The demonstrations and riots in Ferguson, Missouri, had burned themselves out, in part because it was hard to sustain the outrage against “racist cops” after the narrative about the shooting of Michael Brown fell apart.

No, he wasn’t an innocent kid; he was a brutish strong-arm robber. No, police officer Darren Wilson did not attack Brown; it looks like it was the other way around, just as the officer claimed. And no, Brown did not have his hands up and wasn’t imploring the officer not to shoot; he had turned around and was charging toward him. So the whole “hands up, don’t shoot” narrative—trumpeted in the media for months—was based on a lie.

And yet now the Ferguson riots are back, reinflamed, resulting in the shooting of two police officers late last week by an attacker who was just arrested by Ferguson police. (Early reports indicate that he claims he was shooting at someone else and not at police. That seems implausible, but we’ll see how it holds up.)

How did this happen? Well, in part it was because the Ferguson Narrative was resurrected—and it was resurrected deliberately.

It was resurrected by the Justice Department report on the shooting of Michael Brown. Rather than limiting its investigation to the shooting itself and whether it was a violation of civil rights, the DOJ paired the report on the shooting with a wider investigation into the practices of the Ferguson, Missouri, police department and came back with a sweeping indictment of the city for racial animus and the deliberate targeting of black residents for police harassment and the constant financial drain of fines imposed for petty infractions.

You can see why they did this. The evidence compelled the DOJ to exonerate Darren Wilson and disavow every single piece of the “hands up, don’t shoot” narrative. But the report branding the Ferguson PD as racists allows them to resurrect that narrative.

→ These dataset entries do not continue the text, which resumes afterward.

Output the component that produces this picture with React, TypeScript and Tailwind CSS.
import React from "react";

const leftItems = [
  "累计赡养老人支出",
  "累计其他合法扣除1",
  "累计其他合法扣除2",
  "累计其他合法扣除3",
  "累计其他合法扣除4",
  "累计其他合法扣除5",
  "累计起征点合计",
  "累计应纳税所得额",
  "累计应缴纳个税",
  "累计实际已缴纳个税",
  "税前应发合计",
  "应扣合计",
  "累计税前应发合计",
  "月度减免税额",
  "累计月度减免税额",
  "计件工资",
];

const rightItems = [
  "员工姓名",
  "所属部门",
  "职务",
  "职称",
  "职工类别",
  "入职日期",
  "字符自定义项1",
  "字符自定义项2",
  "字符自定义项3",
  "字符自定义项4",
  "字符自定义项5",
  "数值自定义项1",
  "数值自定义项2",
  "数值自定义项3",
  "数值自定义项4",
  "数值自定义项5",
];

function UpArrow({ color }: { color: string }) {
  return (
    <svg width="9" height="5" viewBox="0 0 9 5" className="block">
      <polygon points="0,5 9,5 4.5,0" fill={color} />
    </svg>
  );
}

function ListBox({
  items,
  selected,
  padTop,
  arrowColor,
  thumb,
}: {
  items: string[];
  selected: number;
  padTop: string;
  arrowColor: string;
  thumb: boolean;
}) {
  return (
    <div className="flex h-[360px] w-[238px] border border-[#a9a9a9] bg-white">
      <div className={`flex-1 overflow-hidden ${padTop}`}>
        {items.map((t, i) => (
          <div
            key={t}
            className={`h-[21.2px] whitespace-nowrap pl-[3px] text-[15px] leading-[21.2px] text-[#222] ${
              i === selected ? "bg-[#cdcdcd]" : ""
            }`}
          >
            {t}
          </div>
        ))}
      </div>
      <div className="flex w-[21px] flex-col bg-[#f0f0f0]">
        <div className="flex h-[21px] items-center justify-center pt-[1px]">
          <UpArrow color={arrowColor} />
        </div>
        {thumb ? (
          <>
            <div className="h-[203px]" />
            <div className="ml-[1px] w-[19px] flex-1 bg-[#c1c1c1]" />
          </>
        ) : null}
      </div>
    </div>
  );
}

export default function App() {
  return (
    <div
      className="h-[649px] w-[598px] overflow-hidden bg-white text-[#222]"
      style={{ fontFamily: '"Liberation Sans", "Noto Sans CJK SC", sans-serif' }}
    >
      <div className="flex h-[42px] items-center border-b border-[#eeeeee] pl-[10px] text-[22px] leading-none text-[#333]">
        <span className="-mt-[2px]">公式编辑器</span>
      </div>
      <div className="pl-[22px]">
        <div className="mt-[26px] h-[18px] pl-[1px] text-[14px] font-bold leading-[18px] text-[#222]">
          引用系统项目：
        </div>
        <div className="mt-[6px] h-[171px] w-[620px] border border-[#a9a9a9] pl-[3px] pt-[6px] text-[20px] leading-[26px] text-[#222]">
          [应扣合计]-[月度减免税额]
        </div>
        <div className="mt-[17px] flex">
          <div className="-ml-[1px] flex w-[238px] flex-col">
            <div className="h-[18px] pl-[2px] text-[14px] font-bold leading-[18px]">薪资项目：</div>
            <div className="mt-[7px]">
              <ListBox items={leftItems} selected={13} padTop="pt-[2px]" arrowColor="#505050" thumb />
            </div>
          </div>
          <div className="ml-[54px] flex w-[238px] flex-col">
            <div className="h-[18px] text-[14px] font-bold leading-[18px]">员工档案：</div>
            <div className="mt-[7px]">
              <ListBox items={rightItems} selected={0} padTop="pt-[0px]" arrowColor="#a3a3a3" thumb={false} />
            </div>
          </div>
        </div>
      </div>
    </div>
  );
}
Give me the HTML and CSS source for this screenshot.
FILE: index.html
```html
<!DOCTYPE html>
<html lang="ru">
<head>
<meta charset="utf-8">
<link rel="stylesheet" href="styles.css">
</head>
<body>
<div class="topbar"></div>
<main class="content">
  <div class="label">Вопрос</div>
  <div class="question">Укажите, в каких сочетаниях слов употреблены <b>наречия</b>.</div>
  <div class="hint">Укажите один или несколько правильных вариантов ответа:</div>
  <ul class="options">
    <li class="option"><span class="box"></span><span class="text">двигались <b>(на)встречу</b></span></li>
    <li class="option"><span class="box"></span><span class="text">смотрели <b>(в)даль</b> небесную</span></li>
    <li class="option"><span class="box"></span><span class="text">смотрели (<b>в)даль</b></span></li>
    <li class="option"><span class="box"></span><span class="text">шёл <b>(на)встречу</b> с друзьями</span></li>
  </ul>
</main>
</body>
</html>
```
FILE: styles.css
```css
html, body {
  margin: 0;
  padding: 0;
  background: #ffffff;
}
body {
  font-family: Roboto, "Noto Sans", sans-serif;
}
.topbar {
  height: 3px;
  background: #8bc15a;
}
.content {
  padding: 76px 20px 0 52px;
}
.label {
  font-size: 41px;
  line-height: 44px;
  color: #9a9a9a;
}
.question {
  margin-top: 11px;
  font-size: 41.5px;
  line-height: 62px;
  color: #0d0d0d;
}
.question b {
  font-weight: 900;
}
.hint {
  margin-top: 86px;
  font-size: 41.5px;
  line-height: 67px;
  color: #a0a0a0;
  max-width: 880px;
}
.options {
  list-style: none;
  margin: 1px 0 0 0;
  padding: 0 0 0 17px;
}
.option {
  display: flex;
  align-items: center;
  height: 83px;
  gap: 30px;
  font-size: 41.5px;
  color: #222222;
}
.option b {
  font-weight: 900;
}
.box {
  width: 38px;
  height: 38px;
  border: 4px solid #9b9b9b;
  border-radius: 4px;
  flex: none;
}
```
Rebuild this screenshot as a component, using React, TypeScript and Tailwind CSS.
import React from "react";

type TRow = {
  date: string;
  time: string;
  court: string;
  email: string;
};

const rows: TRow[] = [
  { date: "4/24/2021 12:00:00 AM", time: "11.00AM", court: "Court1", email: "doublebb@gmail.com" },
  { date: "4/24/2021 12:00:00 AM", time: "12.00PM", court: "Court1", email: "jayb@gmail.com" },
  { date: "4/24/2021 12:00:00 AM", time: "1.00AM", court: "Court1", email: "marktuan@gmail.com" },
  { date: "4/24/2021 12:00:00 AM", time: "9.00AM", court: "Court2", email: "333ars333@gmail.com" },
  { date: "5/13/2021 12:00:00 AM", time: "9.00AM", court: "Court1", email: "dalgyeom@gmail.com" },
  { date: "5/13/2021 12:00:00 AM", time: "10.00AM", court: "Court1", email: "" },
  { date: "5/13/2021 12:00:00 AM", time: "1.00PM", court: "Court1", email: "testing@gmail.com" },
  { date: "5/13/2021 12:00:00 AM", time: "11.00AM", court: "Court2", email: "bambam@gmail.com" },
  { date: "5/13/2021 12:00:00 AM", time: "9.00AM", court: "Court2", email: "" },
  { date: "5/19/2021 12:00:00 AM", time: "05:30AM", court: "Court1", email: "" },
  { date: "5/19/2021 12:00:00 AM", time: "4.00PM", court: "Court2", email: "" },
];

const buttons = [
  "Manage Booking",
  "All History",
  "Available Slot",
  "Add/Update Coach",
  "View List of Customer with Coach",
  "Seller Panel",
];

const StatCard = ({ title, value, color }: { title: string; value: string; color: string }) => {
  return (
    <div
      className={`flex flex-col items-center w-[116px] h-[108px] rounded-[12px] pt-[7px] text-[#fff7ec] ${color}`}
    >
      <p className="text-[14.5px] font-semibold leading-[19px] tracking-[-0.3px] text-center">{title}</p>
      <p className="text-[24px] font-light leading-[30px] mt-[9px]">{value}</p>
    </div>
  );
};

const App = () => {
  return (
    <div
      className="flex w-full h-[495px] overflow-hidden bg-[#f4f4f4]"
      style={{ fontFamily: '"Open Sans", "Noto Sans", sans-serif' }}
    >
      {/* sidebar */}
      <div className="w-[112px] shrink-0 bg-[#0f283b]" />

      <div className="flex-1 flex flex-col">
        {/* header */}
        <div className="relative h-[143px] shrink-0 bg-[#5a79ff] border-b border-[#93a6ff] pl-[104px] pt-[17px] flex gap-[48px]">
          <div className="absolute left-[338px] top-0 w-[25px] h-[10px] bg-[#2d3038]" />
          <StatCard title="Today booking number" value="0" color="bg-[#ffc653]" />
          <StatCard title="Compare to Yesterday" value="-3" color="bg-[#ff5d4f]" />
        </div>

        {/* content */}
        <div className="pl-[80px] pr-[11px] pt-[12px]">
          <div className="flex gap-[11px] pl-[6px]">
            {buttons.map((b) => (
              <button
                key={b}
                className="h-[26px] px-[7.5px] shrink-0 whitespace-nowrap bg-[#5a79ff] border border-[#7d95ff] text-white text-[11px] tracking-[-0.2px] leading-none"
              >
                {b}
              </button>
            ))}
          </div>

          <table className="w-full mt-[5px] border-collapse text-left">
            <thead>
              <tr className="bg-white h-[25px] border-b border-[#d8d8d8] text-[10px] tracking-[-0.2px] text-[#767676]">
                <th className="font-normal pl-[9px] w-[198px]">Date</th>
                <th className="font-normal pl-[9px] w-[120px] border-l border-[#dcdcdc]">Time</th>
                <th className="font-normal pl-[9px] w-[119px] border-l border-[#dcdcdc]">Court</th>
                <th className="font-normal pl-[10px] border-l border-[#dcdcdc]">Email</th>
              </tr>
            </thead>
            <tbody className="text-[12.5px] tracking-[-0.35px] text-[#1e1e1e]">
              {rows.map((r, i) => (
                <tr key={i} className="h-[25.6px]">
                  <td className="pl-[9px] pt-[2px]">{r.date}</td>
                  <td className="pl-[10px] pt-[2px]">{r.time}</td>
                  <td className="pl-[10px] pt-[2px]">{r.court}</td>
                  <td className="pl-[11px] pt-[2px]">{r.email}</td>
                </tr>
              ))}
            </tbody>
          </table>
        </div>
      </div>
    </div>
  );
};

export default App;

So perhaps we should call this the Trovato Report—after Ben Trovato, the king of the narrative—because its purpose was not to examine the facts of this particular case, but to preserve the wider narrative of a nation so corrupted by institutional racism that it uses the police as a weapon to harass and intimidate blacks.

Special Trovato awards should go to folks like Jamelle Bouie and Ta-Nehisi Coates for the way they treated the report’s conclusions about Darren Wilson—completely validating the decision of the Ferguson grand jury and undermining every press hack who jumped on the Ferguson bandwagon—as a mere speed bump to rattle over on their way to the new narrative. Coates was the more gracious of the two, spending a few paragraphs to name in detail the report’s conclusions about Brown and Wilson.

The investigation concluded that physical evidence and witness statements corroborated Wilson’s claim that Michael Brown reached into the car and struck the officer. It concluded that claims that Wilson reached out and grabbed Brown first “were inconsistent with physical and forensic evidence.”

The investigation concluded that there was no evidence to contradict Wilson’s claim that Brown reached for his gun. The investigation concluded that Wilson did not shoot Brown in the back. That he did not shoot Brown as he was running away. That Brown did stop and turn toward Wilson. That in those next moments “several witnesses stated that Brown appeared to pose a physical threat to Wilson.” That claims that Brown had his hands up “in an unambiguous sign of surrender” are not supported by the “physical and forensic evidence,” and are sometimes, “materially inconsistent with that witness’s own prior statements with no explanation, credible for otherwise, as to why those accounts changed over time.”

But both writers moved on promptly to the claim that the police are the “true criminals” in Ferguson, according to Bouie—he makes no mention of the rioters who burned the city’s small businesses and makes no attempt to gauge how true their criminality was. Or that the cops are “gangsters,” according to Coates—who then goes on to browbeat blacks who believe in “personality responsibility” rather than chalking up everything to the vast conspiracy of “white supremacy.” And to explain why he was perfectly justified in assuming Wilson’s guilt. And, inevitably, to conclude that, “The innocence of Darren Wilson does not change this fundamental fact.”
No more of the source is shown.